The Choice Before Us
This transition from presumption to permission was not the result of a single moment of abandonment, but the cumulative effect of a thousand small concessions made in the name of efficiency and necessity. Yet systems are not defined by their intentions; they are defined by their operations.
The American design ensures that those who write the rules remain accountable to those who live under them. The administrative state has not removed the structures of our Republic, but it has built around them, creating a parallel system that bypasses the constitutional guardrails.

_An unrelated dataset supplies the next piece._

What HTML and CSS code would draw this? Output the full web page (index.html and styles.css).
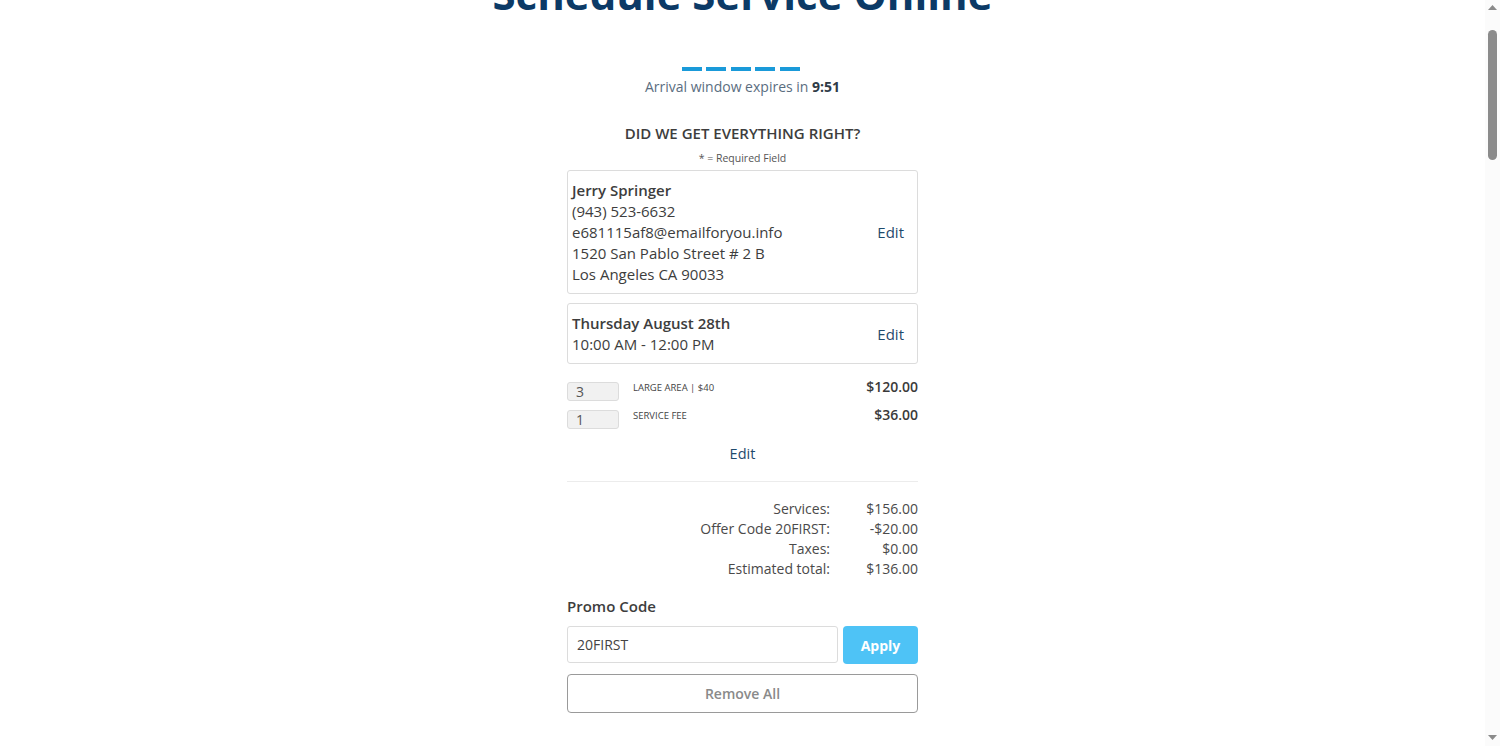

Our task is not merely to manage the system we have inherited, but to restore the one we were promised. The choice is no longer between different policies, but between two different forms of political life: one where power is granted by the governed, and another where liberty is a gift from the state.
In Liberty,
Gary (Libertas)



What makes this especially difficult is that nothing in this shift feels dramatic.
It’s gradual. Procedural. Normal.
Which is exactly why it’s so easy to miss.
A question that kept coming up while working through this:
At what point does administration stop supporting governance… and start replacing it?
Most systems grow layer by layer—each one justified at the time.
Efficiency. Consistency. Risk reduction.
But taken together, they can fundamentally change the relationship between citizens and decision-making.
That’s the tension at the center of this paper.